— What is needed —
Omit all pictures and give the records below again exactly as written.

————

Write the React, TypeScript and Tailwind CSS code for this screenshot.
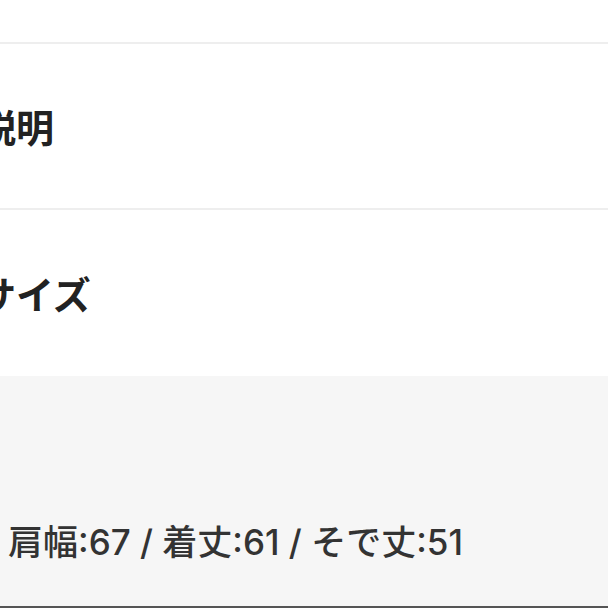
const sizes = [
  { label: "肩幅", value: 67 },
  { label: "着丈", value: 61 },
  { label: "そで丈", value: 51 },
];

const Heading = ({ text, divider }: { text: string; divider?: boolean }) => (
  <div
    className={
      divider
        ? "flex items-center h-[166px] shrink-0 border-b-2 border-[#eeeeee] overflow-hidden"
        : "flex items-center h-[166px] shrink-0 overflow-hidden"
    }
  >
    <h2 className="ml-[-98px] text-[38px] leading-none font-bold text-[#222222] whitespace-nowrap">
      {text}
    </h2>
  </div>
);

export default function App() {
  return (
    <div
      className="w-[608px] h-[608px] bg-white overflow-hidden flex flex-col"
      style={{ fontFamily: '"Noto Sans CJK JP", "Noto Sans", sans-serif' }}
    >
      <div className="h-[44px] shrink-0 border-b-2 border-[#eeeeee]" />
      <Heading text="商品説明" divider />
      <Heading text="商品サイズ" />
      <div className="flex-1 bg-[#f6f6f6] border-b-2 border-[#555555] flex flex-col">
        <p
          className="mt-[149px] pl-[8px] text-[35px] leading-none font-medium text-[#333333] whitespace-nowrap"
          style={{ fontFamily: 'Inter, "Noto Sans CJK JP", sans-serif' }}
        >
          {sizes.map((s, i) => (
            <span key={s.label}>
              {i > 0 && " / "}
              {s.label}:{s.value}
            </span>
          ))}
        </p>
      </div>
    </div>
  );
}
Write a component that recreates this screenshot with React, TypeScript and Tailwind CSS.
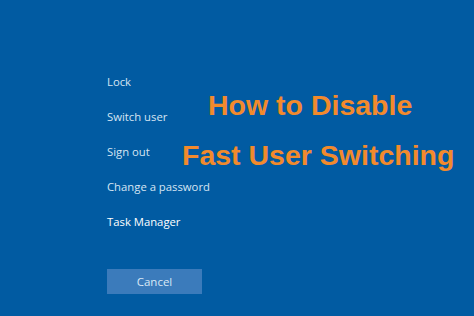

————

— Reply —
Write the React, TypeScript and Tailwind CSS code for this screenshot.
const sizes = [
  { label: "肩幅", value: 67 },
  { label: "着丈", value: 61 },
  { label: "そで丈", value: 51 },
];

const Heading = ({ text, divider }: { text: string; divider?: boolean }) => (
  <div
    className={
      divider
        ? "flex items-center h-[166px] shrink-0 border-b-2 border-[#eeeeee] overflow-hidden"
        : "flex items-center h-[166px] shrink-0 overflow-hidden"
    }
  >
    <h2 className="ml-[-98px] text-[38px] leading-none font-bold text-[#222222] whitespace-nowrap">
      {text}
    </h2>
  </div>
);

export default function App() {
  return (
    <div
      className="w-[608px] h-[608px] bg-white overflow-hidden flex flex-col"
      style={{ fontFamily: '"Noto Sans CJK JP", "Noto Sans", sans-serif' }}
    >
      <div className="h-[44px] shrink-0 border-b-2 border-[#eeeeee]" />
      <Heading text="商品説明" divider />
      <Heading text="商品サイズ" />
      <div className="flex-1 bg-[#f6f6f6] border-b-2 border-[#555555] flex flex-col">
        <p
          className="mt-[149px] pl-[8px] text-[35px] leading-none font-medium text-[#333333] whitespace-nowrap"
          style={{ fontFamily: 'Inter, "Noto Sans CJK JP", sans-serif' }}
        >
          {sizes.map((s, i) => (
            <span key={s.label}>
              {i > 0 && " / "}
              {s.label}:{s.value}
            </span>
          ))}
        </p>
      </div>
    </div>
  );
}
Write a component that recreates this screenshot with React, TypeScript and Tailwind CSS.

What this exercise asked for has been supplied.